The markers of these past events trickle into conversations on occasion. You can still see painted X’s on homes in the 9th ward as well as hear tales of oil spills and ecological disasters. But to focus on these two events would be a mistake, a disservice to the people who call Louisiana home. They are much greater, much better than anything mother nature or BP could throw at ‘em, much stronger than you or I could imagine. They are a special bunch of people who smile constantly and greet you as if you are family. They are proud of who they are and what they do, no matter the sacrifices that must be made to live in a region that gives but also takes away.

In a word, they believe in what they do. With all their hearts. And for me to share that with you in whatever way possible is a gift. I truly believe this.

So let’s bring it back to the seafood. I’m going to admit my culinary bias right now by telling you I grew up on the gulf coast. I have always known that the seafood from that part of the world packs more flavor than other seafood I’ve tasted and I’ll take a Gulf shrimp over any other any day of the week. Still, I wanted to do my best to remain open-minded about seeing how everything works first hand. And what did I learn? I discovered that Louisiana seafood is safe to eat, tested regularly, and that the hysteria that surrounded the BP oil spill can sometimes be blown out of proportion. For the doubters who are reading, I’ll say this: I won’t make a strong case to persuade you, I’m not confident enough with my words and believe that you will need to read, research and come to your own conclusion. I want you to have your own opinion. I can only tell you that personally I have seen and tasted what i feel is safe and will always implore you, my readers, to form your own opinion. It’s very easy for someone to say that my outlook was influenced by a trip sponsored by the Seafood Board but I’d hope you’d know me by now when I say I am speaking honestly and from my heart. That’s about the best I can give ya.


10. Go ahead. Embrace the classics.
There’s a reason why the ettoufees, the gumbos, the sazeracs are classics. Don’t go wrong and miss them. Trust me on this. Which is why over the course of the day my list included 5 different types of gumbos, crawfish etouffee, muffalettas, a shrimp po-boy, an oyster po-boy, bananas foster, fried oysters, fried shrimp, a crab boil, a crawfish boil, barbequed shrimp (Louisiana-style, mind you), shrimp salad, barbequed oysters, lots of snapper, flounder, sashimi, turtle soup, this list goes on and on. Just do it and don’t think twice. You’ll be happy you did.

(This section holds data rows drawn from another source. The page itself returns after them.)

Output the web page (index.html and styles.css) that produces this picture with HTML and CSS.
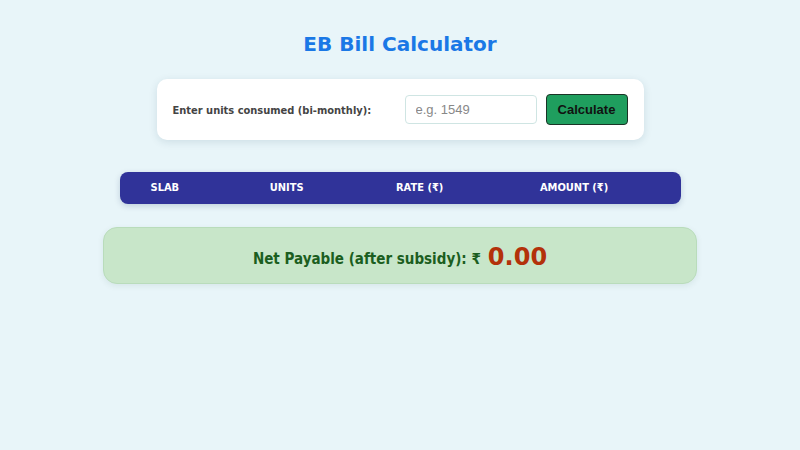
FILE: index.html
```html
<!DOCTYPE html>
<html>
<head>
<meta charset="utf-8">
<title>EB Bill Calculator</title>
<link rel="stylesheet" href="styles.css">
</head>
<body>
  <h1 class="title">EB Bill Calculator</h1>
  <div class="card">
    <label class="label" for="units">Enter units consumed (bi-monthly):</label>
    <input class="input" id="units" type="number" placeholder="e.g. 1549">
    <button class="btn">Calculate</button>
  </div>
  <table class="slabs">
    <thead>
      <tr>
        <th>Slab</th>
        <th>Units</th>
        <th>Rate (₹)</th>
        <th>Amount (₹)</th>
      </tr>
    </thead>
    <tbody></tbody>
  </table>
  <div class="result">
    <span class="result-label">Net Payable (after subsidy): ₹</span>
    <span class="amount">0.00</span>
  </div>
</body>
</html>
```
FILE: styles.css
```css
html, body {
  margin: 0;
  padding: 0;
}
body {
  background: #e8f5f9;
  font-family: "DejaVu Sans", Verdana, sans-serif;
  height: 450px;
}
.title {
  margin: 32px 0 23px;
  font-size: 20px;
  line-height: 24px;
  font-weight: bold;
  text-align: center;
  color: #1a78e6;
}
.card {
  width: 455px;
  margin: 0 auto;
  padding: 15px 16px;
  background: #fff;
  border-radius: 10px;
  box-shadow: 0 2px 8px rgba(0, 60, 80, 0.12);
  display: flex;
  align-items: center;
  gap: 9px;
}
.label {
  flex: 1;
  font-family: "DejaVu Sans Condensed", "DejaVu Sans", sans-serif;
  font-weight: bold;
  font-size: 11px;
  color: #444;
  padding-top: 1px;
}
.input {
  box-sizing: border-box;
  width: 132px;
  height: 29px;
  padding: 0 10px;
  border: 1px solid #cfe5e3;
  border-radius: 4px;
  font-family: "Liberation Sans", Arial, sans-serif;
  font-size: 13px;
  outline: none;
}
.input::placeholder {
  color: #888;
}
.btn {
  box-sizing: border-box;
  width: 82px;
  height: 31px;
  background: #1f9e5e;
  border: 1px solid #1b3326;
  border-radius: 4px;
  font-family: "Liberation Sans", Arial, sans-serif;
  font-weight: bold;
  font-size: 13px;
  color: #111;
  padding: 0;
}
.slabs {
  width: 561px;
  margin: 32px auto 0;
  border-collapse: separate;
  border-spacing: 0;
  background: #303399;
  border-radius: 8px;
  box-shadow: 0 2px 6px rgba(0, 40, 90, 0.18);
}
.slabs th {
  padding: 10px 31px;
  height: 12px;
  line-height: 12px;
  font-family: "DejaVu Sans Condensed", "DejaVu Sans", sans-serif;
  font-size: 11px;
  font-weight: bold;
  color: #fff;
  text-transform: uppercase;
  text-align: left;
}
.result {
  box-sizing: border-box;
  width: 594px;
  height: 57px;
  margin: 23px auto 0;
  background: #c8e6c9;
  border: 1px solid #b9dcbb;
  border-radius: 14px;
  box-shadow: 0 2px 6px rgba(0, 60, 40, 0.08);
  display: flex;
  align-items: center;
  justify-content: center;
  gap: 7px;
  padding-top: 2px;
}
.result-label {
  font-family: "DejaVu Sans Condensed", "DejaVu Sans", sans-serif;
  font-weight: bold;
  font-size: 15px;
  color: #1b5e20;
  padding-top: 4px;
}
.amount {
  font-weight: bold;
  font-size: 24px;
  color: #b3310a;
}
```
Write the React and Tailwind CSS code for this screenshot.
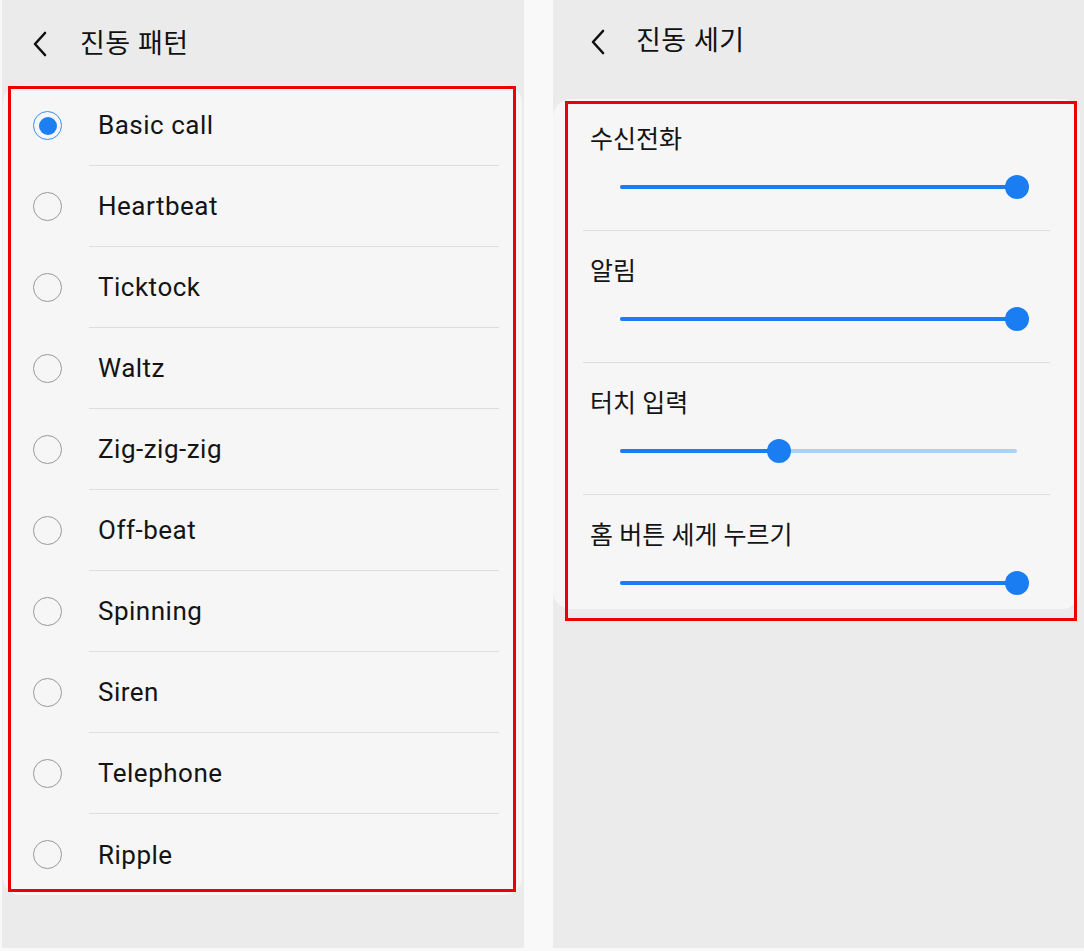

9. There are 4 seasons in Louisiana: Crab, crawfish, oyster and shrimp.
And maybe this was a folkloric adage said to the group in slight humor but I don’t think so. Luckily we were able to eat across all these seasons and enjoy the absolute best the state has to offer. My faves? Shrimp and crab, without a doubt.

8. Louisiana Seafood is safe to eat.
We spent time with Mike Voisin, 7th generation oysterman and CEO of Motivatit, as well as other experts in the industry. What did I learn? Louisiana seafood is tested more now than it ever has been and is safe to eat. However, there are some that don’t believe the message and that’s ok. Again, I encourage you to reach out and ask questions and discover for yourself. But I have no issue with buying, cooking and serving it to my friends and family. I honestly believe it is safe to eat.

7. A Sno Ball in The Heat Of Summer Cools You Down

I was quite aware of the cultural significance of a New Orleans snowball from Hansen’s Sno Bliz but I still didn’t know how completely perfect they are. I’d never had one! The softest, fluffiest ice is shaved into a cup, topped with your choice of syrup flavors (everything from standard to exotic) and then topped with ice cream, marshmallows, cherries, you name it, giving you the perfect refreshing summertime snack with just enough oooph to elevate it to someplace higher than your basic sno-cone. I’ve seen trickles of Sno Balls appearing in a slightly modified version here in Los Angeles and it’s a trend I will gladly stand behind.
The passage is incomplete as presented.